Flenser, I agree with much you have to say about the limits of liberalism and cosmopolitanism, the latter being a concept that, originally, was roughly equated with the Jew who, one might suggest, can be a cosmopolitan because this state of being is not originally rooted in dilettantish superficiality, but in Judaism and its principles for endlessly awaiting the unfigurable Messiah. When would-be cosmopolitans forget the Jewish principles behind the idea, they become the kind of wandering relativists you note.

Personhood, a concept derived from persona, the mask of the actor, and the leap of faith that the actor must take in order to perform in the footsteps of his role model, is a Christian concept that one might imagine to be at some odds with notions of the cosmopolitan man of many potential faces. The Christian makes a commitment, above all, to one model of personhood, Jesus, while the cosmopolitan embraces the many worldly figures who might provide some insight into the nature of the unfigurable god who has created us in his image.

Nesbitt seems to put greatest emphasis on the need to find personhood in the institutions of local governance, the professions, and civil society. And clearly he is right to accent the importance of our developing many forms of professional distinction as a means of allowing people access to the local arenas in which they can develop the relationships and experiences that tie them to cultural traditions and the possibilities for meaningful personhood. But in doing so, he omits any discussion of the further possibilities of consumer society, with its products as signs, to provide each individual with means partially to construct his own persona. If we value consumer society – that is to say if we don’t simply give ourselves over to it and get lost in the waves – but learn to use it in productive ways, we perhaps need be less pessimistic than Nesbitt about the possibilities for enriching personhood.
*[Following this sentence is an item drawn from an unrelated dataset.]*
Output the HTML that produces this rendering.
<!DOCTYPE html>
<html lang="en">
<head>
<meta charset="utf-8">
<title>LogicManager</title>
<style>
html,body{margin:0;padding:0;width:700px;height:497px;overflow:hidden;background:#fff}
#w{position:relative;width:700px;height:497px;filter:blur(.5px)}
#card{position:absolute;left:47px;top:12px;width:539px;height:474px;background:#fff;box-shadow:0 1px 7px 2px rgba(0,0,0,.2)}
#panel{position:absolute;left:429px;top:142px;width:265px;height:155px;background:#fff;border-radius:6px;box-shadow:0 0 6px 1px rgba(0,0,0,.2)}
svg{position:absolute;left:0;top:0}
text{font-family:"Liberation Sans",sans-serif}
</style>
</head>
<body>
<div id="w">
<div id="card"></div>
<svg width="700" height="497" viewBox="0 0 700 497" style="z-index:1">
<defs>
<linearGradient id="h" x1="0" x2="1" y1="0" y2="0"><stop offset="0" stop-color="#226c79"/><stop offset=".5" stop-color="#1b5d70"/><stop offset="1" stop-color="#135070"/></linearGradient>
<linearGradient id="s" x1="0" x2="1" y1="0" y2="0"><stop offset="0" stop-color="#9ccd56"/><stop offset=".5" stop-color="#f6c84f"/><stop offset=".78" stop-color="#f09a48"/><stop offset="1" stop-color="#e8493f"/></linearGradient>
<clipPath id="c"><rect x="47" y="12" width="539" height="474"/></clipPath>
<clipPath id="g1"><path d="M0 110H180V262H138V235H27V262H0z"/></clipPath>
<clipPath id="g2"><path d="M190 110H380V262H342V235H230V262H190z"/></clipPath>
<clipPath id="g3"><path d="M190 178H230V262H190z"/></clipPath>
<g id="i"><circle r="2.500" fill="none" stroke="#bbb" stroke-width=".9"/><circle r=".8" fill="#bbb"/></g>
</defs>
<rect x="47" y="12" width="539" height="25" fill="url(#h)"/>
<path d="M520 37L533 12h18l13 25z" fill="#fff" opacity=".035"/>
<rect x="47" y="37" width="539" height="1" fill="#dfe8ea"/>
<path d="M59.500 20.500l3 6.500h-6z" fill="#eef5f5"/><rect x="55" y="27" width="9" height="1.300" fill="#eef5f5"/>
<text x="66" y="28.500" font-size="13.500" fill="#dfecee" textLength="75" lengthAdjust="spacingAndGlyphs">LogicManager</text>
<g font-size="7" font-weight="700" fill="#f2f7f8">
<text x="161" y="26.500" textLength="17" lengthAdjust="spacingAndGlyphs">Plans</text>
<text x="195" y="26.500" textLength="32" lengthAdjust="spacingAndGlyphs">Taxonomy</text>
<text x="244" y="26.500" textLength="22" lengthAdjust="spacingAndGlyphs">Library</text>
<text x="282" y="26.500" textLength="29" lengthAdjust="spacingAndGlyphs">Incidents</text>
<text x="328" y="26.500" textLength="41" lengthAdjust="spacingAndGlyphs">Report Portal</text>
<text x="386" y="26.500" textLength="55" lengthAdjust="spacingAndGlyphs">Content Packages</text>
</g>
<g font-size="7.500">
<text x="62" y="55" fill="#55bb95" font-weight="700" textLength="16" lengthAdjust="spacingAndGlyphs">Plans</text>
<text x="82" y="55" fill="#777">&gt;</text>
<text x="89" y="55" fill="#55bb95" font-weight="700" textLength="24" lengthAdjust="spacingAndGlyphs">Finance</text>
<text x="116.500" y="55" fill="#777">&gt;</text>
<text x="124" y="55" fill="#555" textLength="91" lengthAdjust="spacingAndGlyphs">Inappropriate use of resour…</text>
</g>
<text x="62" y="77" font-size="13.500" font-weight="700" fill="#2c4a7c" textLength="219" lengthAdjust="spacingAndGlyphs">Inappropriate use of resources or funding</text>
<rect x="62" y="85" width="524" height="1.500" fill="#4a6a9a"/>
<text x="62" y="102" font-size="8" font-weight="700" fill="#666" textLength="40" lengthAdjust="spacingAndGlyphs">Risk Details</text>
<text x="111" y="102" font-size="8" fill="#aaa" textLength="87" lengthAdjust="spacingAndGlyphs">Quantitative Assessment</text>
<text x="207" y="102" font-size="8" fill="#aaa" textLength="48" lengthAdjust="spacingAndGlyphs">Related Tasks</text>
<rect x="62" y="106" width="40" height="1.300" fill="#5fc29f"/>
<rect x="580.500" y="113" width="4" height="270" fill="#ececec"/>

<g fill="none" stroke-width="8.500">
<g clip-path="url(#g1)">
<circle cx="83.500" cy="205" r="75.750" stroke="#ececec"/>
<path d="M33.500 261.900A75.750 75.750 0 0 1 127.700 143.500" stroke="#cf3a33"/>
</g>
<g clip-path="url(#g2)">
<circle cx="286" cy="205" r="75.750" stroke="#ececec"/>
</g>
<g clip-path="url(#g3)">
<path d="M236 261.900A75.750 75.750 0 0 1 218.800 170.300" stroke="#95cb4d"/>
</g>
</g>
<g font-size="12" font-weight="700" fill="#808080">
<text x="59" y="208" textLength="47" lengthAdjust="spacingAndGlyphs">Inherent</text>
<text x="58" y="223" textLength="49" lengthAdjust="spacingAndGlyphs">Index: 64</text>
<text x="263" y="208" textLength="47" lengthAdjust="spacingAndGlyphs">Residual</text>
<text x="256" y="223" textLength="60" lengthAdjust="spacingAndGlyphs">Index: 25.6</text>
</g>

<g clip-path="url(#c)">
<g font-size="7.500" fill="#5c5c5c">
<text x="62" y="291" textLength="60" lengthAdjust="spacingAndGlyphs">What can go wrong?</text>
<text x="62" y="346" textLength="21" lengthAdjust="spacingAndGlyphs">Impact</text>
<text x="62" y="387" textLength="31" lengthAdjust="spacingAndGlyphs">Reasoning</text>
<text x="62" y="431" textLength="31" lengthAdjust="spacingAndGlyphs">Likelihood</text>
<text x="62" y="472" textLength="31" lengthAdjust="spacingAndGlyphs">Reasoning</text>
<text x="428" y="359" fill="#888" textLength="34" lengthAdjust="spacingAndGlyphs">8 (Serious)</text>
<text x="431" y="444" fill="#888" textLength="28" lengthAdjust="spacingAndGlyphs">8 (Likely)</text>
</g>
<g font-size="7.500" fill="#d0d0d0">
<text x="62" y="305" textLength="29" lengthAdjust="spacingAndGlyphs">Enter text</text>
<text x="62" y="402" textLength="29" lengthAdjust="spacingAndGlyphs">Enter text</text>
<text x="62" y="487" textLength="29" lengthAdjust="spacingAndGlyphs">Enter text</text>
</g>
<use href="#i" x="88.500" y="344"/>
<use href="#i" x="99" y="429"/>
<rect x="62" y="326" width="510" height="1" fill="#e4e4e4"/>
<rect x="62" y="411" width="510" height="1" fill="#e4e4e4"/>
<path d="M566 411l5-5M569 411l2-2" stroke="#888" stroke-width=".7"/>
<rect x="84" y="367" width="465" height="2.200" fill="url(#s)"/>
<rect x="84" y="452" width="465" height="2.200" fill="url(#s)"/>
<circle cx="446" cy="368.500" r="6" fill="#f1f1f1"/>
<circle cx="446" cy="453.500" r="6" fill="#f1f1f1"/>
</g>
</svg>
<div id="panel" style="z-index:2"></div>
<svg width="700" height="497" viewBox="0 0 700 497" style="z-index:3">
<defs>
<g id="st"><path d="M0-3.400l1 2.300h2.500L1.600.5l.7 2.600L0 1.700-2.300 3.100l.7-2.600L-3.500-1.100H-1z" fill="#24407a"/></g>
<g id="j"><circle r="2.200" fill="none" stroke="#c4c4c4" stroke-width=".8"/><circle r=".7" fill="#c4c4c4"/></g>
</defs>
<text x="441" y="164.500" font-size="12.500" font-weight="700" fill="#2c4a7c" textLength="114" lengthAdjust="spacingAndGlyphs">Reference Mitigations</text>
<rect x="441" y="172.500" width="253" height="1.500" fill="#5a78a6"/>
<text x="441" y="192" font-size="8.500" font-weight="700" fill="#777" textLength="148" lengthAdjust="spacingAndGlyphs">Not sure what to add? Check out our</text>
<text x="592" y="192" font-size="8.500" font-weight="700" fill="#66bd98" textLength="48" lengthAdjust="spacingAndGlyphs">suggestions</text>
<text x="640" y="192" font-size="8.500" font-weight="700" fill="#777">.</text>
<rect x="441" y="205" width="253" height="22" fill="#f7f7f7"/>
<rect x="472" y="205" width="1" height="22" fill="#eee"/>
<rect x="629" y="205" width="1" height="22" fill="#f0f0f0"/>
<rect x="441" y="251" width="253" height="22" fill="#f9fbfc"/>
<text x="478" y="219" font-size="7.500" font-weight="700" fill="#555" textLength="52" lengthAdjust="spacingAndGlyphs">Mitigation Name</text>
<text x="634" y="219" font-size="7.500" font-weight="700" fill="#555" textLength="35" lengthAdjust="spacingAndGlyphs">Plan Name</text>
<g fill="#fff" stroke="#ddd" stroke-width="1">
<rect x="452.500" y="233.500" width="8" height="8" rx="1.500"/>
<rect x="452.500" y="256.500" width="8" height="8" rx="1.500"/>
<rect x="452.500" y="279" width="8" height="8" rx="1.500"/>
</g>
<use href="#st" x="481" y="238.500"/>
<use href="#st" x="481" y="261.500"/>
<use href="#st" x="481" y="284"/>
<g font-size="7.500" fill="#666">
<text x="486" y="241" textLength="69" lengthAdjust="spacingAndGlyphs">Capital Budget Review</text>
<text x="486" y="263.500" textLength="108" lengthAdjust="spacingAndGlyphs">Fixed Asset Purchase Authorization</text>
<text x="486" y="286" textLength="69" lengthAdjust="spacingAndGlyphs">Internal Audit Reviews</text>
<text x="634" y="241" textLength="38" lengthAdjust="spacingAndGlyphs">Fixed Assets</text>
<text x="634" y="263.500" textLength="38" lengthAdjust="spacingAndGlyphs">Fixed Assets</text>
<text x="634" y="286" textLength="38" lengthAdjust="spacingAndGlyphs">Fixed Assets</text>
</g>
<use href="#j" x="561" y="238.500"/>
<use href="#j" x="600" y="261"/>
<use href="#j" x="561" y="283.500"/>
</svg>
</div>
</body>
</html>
But, as I say, I don’t think we can take a serious step forward culturally until we reconcile the believer and the skeptic, the two halves of our culture riven by the Enlightenment. Whatever the tools by which we are to govern and define ourselves as persons, we need first to have a serious and culturally rich repertoire of ideas about the nature and possibilities of personhood.

 
At 2:06 PM, Blogger flenser said...

Hi truepeers

This discussion has been on the backburner for me for a while, but I hope to come back to it soon.